The strings shimmer in Fort Worth Symphony’s Walker, Mozart, Rimsky

Sat Jan 15, 2022 at 12:46 pm
By Richard Sylvester Oliver
Guest soloist Randall Goosby performed Mozart’s Violin Concerto No. 5 Friday night at Bass Hall with the Fort Worth Symphony Orchestra. Photo: Kaupo Kikkas

A nearly full Bass Performance Hall saw remarkable music-making Friday night as the Fort Worth Symphony Orchestra opened a full concert weekend. Under conductor Robert Spano, and in collaboration with guest soloist Randall Goosby, the orchestra spun out dazzling performances of works spanning three centuries.

American composer George Walker’s Lyric for Strings, originally titled Lament in dedication to his late grandmother, was first conceived as the middle movement of a string quartet. The first African-American graduate of the Curtis Institute of Music, Walker — who died in 2018 at age 96 — infused the 1946 work with inspiration from his contemporary and Curtis classmate Samuel Barber; namely, the composition’s sound, structure, and instrumentation echo Barber’s famed Adagio for Strings.

Spano led the strings with lithe and supple gesturing throughout the six-minute elegy, effecting a warm layering of colors that elevated the score’s lush harmonies and emotive dynamic swells. The separate linear melodies that drive the work embody Walker’s affinity for counterpoint and were thoughtfully poetic in alternating solo passages across the ensemble voices, leading to an extended diminuendo for a lovely finish.

Wolfgang Amadeus Mozart’s “Turkish” violin concerto was the last of the five works in the genre that he composed in 1775 while at home in Salzburg between tours. It is presumed that Mozart, at the young age of 21, wrote the concertos for personal use as concertmaster for the Archbishop of Salzburg’s orchestra.

Goosby, the featured violinist, is a wunderkind in his own right, having debuted with the Jacksonville Symphony at age nine and at 13 becoming the youngest recipient to win the Sphinx Concerto Competition. Now 26, he was fully in command of the galant nature of a piece demanding graceful lyricism and refined virtuosity.

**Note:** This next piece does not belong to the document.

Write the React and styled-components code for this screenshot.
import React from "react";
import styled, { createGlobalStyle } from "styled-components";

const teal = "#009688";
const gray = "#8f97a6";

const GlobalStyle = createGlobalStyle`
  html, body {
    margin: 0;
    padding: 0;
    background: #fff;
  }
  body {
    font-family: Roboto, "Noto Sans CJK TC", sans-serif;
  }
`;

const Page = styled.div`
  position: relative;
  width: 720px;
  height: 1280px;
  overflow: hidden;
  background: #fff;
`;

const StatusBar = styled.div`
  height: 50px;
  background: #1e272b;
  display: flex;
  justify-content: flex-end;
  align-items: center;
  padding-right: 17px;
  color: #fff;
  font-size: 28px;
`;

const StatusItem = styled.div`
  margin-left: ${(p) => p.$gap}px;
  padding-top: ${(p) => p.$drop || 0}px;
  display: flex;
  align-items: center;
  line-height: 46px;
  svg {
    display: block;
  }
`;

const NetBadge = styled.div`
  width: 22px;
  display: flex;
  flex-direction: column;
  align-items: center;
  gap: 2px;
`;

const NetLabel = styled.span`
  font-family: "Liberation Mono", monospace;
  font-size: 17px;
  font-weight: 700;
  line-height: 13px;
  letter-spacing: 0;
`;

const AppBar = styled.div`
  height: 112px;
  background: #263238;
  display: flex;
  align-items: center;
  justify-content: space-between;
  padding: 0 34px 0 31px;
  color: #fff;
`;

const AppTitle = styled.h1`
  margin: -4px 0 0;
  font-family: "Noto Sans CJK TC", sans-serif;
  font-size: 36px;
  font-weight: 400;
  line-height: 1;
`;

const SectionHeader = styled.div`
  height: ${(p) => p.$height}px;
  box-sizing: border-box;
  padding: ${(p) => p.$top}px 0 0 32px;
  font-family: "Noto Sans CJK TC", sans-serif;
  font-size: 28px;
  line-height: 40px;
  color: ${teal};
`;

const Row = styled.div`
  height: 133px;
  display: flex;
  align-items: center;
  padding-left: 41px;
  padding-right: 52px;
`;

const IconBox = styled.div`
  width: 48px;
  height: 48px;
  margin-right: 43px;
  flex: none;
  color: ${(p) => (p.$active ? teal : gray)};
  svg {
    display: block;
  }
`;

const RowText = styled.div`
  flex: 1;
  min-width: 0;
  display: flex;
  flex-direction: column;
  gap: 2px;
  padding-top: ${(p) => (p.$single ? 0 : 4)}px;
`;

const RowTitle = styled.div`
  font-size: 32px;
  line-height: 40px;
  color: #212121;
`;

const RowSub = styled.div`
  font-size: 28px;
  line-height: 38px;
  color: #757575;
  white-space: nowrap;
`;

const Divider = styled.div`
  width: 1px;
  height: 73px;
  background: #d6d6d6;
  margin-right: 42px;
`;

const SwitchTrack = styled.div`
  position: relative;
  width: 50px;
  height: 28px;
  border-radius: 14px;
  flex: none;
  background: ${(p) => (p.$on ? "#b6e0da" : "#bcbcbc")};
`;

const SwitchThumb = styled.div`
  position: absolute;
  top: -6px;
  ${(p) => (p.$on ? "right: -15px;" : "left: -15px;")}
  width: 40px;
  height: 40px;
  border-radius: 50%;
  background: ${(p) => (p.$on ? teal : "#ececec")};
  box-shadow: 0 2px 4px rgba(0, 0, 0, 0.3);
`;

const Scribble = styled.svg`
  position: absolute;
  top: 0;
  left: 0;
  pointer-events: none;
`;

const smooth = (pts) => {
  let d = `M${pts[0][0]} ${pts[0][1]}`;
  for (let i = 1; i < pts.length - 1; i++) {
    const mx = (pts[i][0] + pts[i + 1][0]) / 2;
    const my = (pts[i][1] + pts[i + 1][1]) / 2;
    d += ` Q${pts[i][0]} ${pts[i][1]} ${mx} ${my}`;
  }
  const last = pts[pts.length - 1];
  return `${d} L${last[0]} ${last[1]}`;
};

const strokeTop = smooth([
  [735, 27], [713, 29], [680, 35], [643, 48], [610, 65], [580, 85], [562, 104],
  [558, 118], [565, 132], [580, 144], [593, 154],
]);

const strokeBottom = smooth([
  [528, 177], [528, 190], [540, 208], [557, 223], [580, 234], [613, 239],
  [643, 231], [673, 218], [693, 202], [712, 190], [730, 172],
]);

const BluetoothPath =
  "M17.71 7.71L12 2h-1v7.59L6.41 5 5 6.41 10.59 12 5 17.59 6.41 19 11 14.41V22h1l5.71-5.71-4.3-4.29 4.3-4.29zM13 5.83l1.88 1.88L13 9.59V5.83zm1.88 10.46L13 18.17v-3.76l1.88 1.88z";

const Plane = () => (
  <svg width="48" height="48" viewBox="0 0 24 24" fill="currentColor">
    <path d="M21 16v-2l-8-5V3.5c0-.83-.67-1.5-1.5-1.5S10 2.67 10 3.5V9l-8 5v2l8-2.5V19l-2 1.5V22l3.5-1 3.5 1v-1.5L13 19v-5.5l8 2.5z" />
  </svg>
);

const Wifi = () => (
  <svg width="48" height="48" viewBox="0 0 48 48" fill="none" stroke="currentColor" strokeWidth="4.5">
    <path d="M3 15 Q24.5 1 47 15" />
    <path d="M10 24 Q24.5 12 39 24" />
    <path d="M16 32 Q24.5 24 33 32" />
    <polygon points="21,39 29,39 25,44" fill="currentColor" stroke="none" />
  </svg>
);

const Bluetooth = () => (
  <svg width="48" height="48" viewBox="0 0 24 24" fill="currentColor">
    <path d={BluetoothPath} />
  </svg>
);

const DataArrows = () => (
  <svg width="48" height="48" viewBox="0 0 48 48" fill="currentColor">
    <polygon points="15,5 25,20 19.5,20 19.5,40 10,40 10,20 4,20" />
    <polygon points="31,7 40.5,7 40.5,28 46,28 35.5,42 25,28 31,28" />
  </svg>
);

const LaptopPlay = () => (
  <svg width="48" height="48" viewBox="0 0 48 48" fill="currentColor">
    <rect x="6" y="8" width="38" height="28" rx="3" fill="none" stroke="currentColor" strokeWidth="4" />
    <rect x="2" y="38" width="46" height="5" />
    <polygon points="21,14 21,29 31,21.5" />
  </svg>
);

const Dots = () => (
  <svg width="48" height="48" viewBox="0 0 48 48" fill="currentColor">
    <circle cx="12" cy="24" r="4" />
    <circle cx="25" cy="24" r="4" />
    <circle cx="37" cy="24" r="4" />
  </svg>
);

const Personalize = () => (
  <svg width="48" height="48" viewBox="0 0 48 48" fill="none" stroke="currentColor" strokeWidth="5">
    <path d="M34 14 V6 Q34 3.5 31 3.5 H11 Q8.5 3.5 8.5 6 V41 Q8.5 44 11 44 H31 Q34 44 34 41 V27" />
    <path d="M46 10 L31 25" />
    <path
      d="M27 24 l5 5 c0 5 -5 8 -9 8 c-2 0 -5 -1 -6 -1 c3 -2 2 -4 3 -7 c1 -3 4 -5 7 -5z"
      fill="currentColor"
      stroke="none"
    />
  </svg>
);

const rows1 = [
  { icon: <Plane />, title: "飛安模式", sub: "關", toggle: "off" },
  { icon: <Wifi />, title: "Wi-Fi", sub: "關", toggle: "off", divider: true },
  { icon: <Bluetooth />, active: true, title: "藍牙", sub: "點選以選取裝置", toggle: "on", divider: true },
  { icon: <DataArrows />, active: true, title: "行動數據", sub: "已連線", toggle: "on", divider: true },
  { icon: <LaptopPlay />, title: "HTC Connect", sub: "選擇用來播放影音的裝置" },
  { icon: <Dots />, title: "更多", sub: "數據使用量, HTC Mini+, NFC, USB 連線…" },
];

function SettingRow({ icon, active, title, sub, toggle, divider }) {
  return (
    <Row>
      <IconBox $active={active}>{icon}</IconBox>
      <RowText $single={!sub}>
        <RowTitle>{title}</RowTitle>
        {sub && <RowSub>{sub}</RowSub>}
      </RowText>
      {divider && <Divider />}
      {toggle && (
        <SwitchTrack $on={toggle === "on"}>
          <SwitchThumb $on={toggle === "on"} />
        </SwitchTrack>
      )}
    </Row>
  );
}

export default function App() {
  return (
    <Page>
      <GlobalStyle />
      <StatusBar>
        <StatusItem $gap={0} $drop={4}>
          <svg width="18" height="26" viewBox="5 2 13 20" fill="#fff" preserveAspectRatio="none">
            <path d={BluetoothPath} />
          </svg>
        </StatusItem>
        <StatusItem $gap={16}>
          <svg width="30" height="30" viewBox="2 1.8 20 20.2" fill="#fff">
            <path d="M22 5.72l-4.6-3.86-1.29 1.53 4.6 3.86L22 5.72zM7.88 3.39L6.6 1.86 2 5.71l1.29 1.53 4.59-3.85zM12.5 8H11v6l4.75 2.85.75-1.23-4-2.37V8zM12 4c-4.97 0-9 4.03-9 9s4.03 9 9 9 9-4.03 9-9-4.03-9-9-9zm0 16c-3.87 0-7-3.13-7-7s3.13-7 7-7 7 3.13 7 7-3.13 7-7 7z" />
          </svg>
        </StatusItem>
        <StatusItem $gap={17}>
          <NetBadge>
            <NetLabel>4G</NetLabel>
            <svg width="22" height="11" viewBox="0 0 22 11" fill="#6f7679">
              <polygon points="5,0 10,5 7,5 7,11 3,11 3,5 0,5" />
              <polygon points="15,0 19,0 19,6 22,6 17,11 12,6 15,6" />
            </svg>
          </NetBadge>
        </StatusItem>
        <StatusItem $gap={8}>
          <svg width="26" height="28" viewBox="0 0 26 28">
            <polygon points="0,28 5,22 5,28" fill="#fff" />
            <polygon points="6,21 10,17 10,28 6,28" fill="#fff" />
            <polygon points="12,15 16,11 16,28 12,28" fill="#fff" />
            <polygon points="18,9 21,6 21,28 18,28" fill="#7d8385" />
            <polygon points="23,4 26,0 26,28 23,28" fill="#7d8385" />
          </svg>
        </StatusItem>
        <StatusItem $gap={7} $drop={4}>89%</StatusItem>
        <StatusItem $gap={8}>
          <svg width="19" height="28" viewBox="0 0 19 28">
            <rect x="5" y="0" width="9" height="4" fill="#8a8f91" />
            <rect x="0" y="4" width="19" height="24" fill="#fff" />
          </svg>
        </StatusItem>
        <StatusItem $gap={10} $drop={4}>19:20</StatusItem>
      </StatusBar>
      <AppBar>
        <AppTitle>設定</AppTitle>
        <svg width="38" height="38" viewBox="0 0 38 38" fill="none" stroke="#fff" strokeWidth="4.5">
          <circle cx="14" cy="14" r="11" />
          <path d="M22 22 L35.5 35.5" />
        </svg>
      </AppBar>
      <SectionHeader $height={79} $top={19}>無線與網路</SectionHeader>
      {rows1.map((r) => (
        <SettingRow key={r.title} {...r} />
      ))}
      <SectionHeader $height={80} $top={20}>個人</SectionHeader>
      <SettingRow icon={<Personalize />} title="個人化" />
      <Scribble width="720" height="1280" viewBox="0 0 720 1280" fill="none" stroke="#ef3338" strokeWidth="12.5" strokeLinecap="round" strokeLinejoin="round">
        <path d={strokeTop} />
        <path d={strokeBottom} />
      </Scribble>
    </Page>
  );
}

Spano and a pared-back string ensemble found a playful match in Goosby as they jointly unfurled the energy and ripe emotional content of the first movement. His delicate touch made for a rich solo entrance following the orchestral exposition, which gave way to jaunty restatements of the Allegro themes. The unaccompanied cadenza was athletic and imaginative, replete with flittering trills and vigorous double-stops.

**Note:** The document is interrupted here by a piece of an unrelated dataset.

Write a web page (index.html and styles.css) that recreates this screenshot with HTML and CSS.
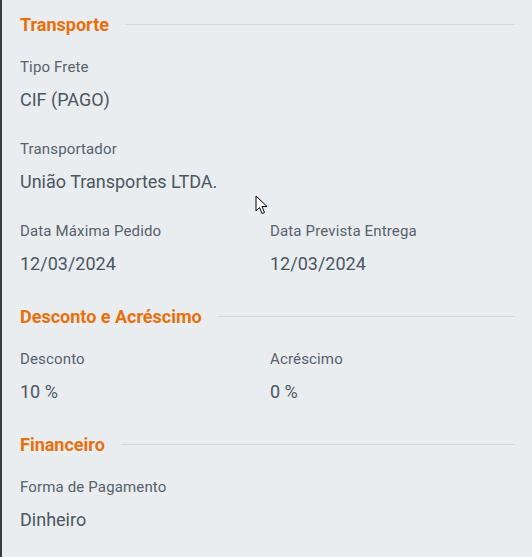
FILE: index.html
```html
<!DOCTYPE html>
<html lang="pt-BR">
<head>
    <meta charset="UTF-8">
    <meta name="viewport" content="width=device-width, initial-scale=1.0">
    <title>Pedido</title>
    <link rel="stylesheet" href="styles.css">
</head>
<body>
    <div class="painel">
        <div class="secao">
            <h3 class="titulo">Transporte</h3>
            <div class="campo">
                <div class="rotulo">Tipo Frete</div>
                <div class="valor">CIF (PAGO)</div>
            </div>
            <div class="campo">
                <div class="rotulo">Transportador</div>
                <div class="valor">União Transportes LTDA.</div>
            </div>
            <div class="linha">
                <div class="campo">
                    <div class="rotulo">Data Máxima Pedido</div>
                    <div class="valor">12/03/2024</div>
                </div>
                <div class="campo">
                    <div class="rotulo">Data Prevista Entrega</div>
                    <div class="valor">12/03/2024</div>
                </div>
            </div>
        </div>

        <div class="secao">
            <h3 class="titulo">Desconto e Acréscimo</h3>
            <div class="linha">
                <div class="campo">
                    <div class="rotulo">Desconto</div>
                    <div class="valor">10 %</div>
                </div>
                <div class="campo">
                    <div class="rotulo">Acréscimo</div>
                    <div class="valor">0 %</div>
                </div>
            </div>
        </div>

        <div class="secao">
            <h3 class="titulo">Financeiro</h3>
            <div class="campo">
                <div class="rotulo">Forma de Pagamento</div>
                <div class="valor">Dinheiro</div>
            </div>
        </div>

        <!-- ponteiro do mouse que aparece na captura -->
        <svg class="cursor" width="14" height="21" viewBox="0 0 14 21">
            <path d="M1 1 L1 16 L4.5 12.5 L7 18.5 L9.5 17.5 L7 11.5 L12 11.5 Z" fill="#fff" stroke="#000" stroke-width="1" stroke-linejoin="round"/>
        </svg>
    </div>
</body>
</html>
```

FILE: styles.css
```css
body {
    margin: 0;
    padding: 0;
    background-color: #eaedf0;
    font-family: Roboto, "Noto Sans", Arial, sans-serif;
}
.painel {
    position: relative;
    min-height: 557px;
    box-sizing: border-box;
    border-left: 2px solid #3a3a3a;
    padding: 8px 17px 0 18px;
}
.secao {
    margin-bottom: 13px;
}
.titulo {
    display: flex;
    align-items: center;
    margin: 0;
    height: 32px;
    font-size: 18px;
    font-weight: 700;
    color: #e8700c;
}
.titulo::after {
    content: "";
    flex-grow: 1;
    height: 1px;
    margin-left: 16px;
    background-color: #d3d7db;
}
.campo {
    padding-top: 16px;
    height: 66px;
}
.titulo + .campo, .titulo + .linha .campo {
    padding-top: 17px;
}
.rotulo {
    font-size: 15px;
    letter-spacing: 0.15px;
    line-height: 20px;
    color: #56626c;
}
.valor {
    margin-top: 12px;
    font-size: 18px;
    line-height: 22px;
    color: #4a5661;
}
.linha {
    display: grid;
    grid-template-columns: 250px 1fr;
}
.cursor {
    position: absolute;
    left: 253px;
    top: 195px;
}
```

The Adagio, here taken a touch too fast, saw one or two slight moments of disunity between soloist and ensemble, but the rousing rondo of the finale was executed smartly. Goosby displayed agility and evenness of tone in an almost cheeky banter with the orchestra, culminating in a light, unified finish.

The program’s second half was dedicated to Nicolai Rimsky-Korsakov’s Scheherazade, a symphonic suite based on the colorful fairy tales found in The Arabian Nights. The enveloping narrative finds the Sultan Schahriar, convinced of the falseness of all women, preparing to have his wives executed. Sultana Scheherazade staves off her own demise by distracting the paranoid monarch with rousing tales until, after a thousand and one nights, he spares her.

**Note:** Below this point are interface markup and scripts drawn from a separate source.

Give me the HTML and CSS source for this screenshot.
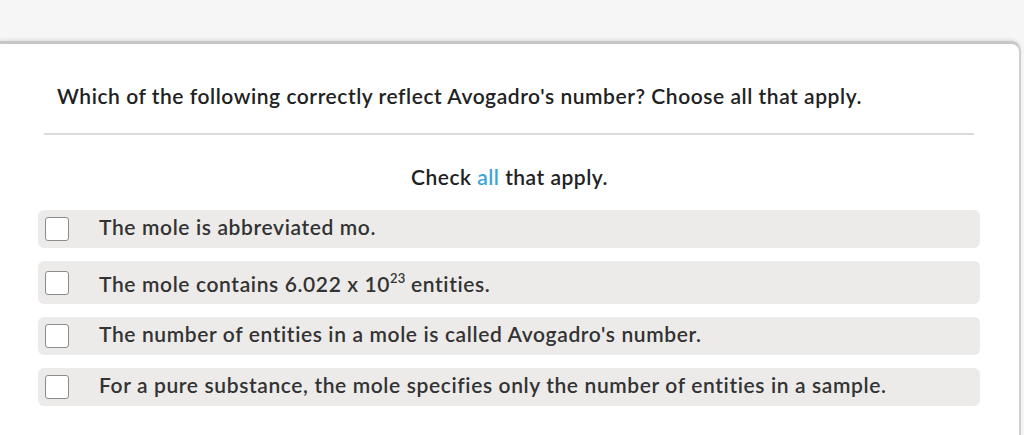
FILE: index.html
```html
<!DOCTYPE html>
<html>
<head>
<meta charset="utf-8">
<link rel="stylesheet" href="styles.css">
</head>
<body>
<div class="card">
  <h1 class="title">Which of the following correctly reflect Avogadro's number? Choose all that apply.</h1>
  <hr class="divider">
  <p class="instr">Check <span class="all">all</span> that apply.</p>
  <ul class="options">
    <li class="option"><span class="box"></span><span class="label">The mole is abbreviated mo.</span></li>
    <li class="option tall"><span class="box"></span><span class="label">The mole contains 6.022 x 10<sup>23</sup> entities.</span></li>
    <li class="option"><span class="box"></span><span class="label">The number of entities in a mole is called Avogadro's number.</span></li>
    <li class="option"><span class="box"></span><span class="label">For a pure substance, the mole specifies only the number of entities in a sample.</span></li>
  </ul>
</div>
</body>
</html>
```
FILE: styles.css
```css
html, body {
  margin: 0;
  padding: 0;
}
body {
  background: #f6f6f6;
  font-family: Lato, "Liberation Sans", sans-serif;
  font-variant-ligatures: none;
  height: 435px;
  overflow: hidden;
}
.card {
  margin-top: 41px;
  width: 1021px;
  height: 400px;
  background: #fff;
  border-top: 3px solid #c6c6c6;
  border-right: 2px solid #cfcfcf;
  border-top-right-radius: 10px;
  box-shadow: 0 -2px 3px rgba(0,0,0,0.08);
  box-sizing: border-box;
  padding-top: 40px;
}
.title {
  margin: 0 0 0 57px;
  font-size: 21px;
  line-height: 24px;
  font-weight: 600;
  letter-spacing: 0.55px;
  color: #222;
}
.divider {
  margin: 25px 45px 0 44px;
  border: 0;
  height: 2px;
  background: #dadada;
}
.instr {
  margin: 30px 0 0 0;
  text-align: center;
  font-size: 21px;
  line-height: 24px;
  font-weight: 600;
  letter-spacing: 0.5px;
  color: #222;
}
.all {
  color: #3aa6d6;
}
.options {
  list-style: none;
  margin: 21px 39px 0 38px;
  padding: 0;
  display: flex;
  flex-direction: column;
  gap: 13px;
}
.option {
  display: flex;
  align-items: center;
  background: #ecebea;
  border-radius: 6px;
  height: 38px;
  padding: 0 7px;
  gap: 30px;
}
.option.tall {
  height: 43px;
}
.box {
  flex: none;
  width: 22px;
  height: 22px;
  background: #fff;
  border: 1px solid #8c8c8c;
  border-radius: 3px;
}
.label {
  font-size: 21px;
  font-weight: 600;
  letter-spacing: 0.62px;
  color: #333;
  line-height: 24px;
  margin-bottom: 4px;
}
.tall .label {
  margin-top: 2px;
  margin-bottom: 0;
}
sup {
  font-size: 13px;
  line-height: 0;
  vertical-align: 9px;
  letter-spacing: 0;
}
```
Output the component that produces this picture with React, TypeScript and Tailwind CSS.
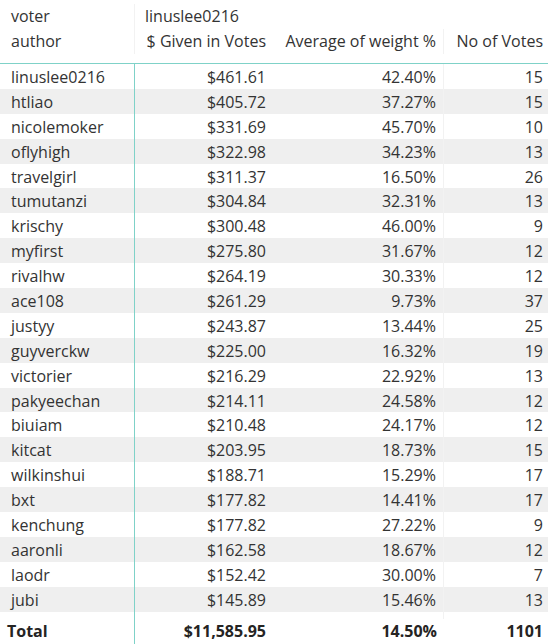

Unfolding as a rich dream-panorama of the literary material, Scheherazade is set in four movements, each offering an episodic glimpse into the disconnected vignettes. Images of daring princes, swashbuckling pirates, and exotic landscapes are conjured up in the orchestral language with rich thematic assignments throughout.

Here, the orchestra was at its most bawdy and boisterous — almost clangorous in the lively dance of the finale, for example, where tutti declarations were called.

The third movement, titled “The Young Prince and the Young Princess,” opened with sinuous violins and was accented with beautifully rippling scales in the wind section and supple harp accompaniment. The second movement’s various alternations of the fanfare-like theme saw smart playing from winds and brass including muted trumpet.

Concertmaster Michael Shih offered a stunning interpretation as the stringed “voice” of Scheherazade throughout, with equal amounts of agility and grace.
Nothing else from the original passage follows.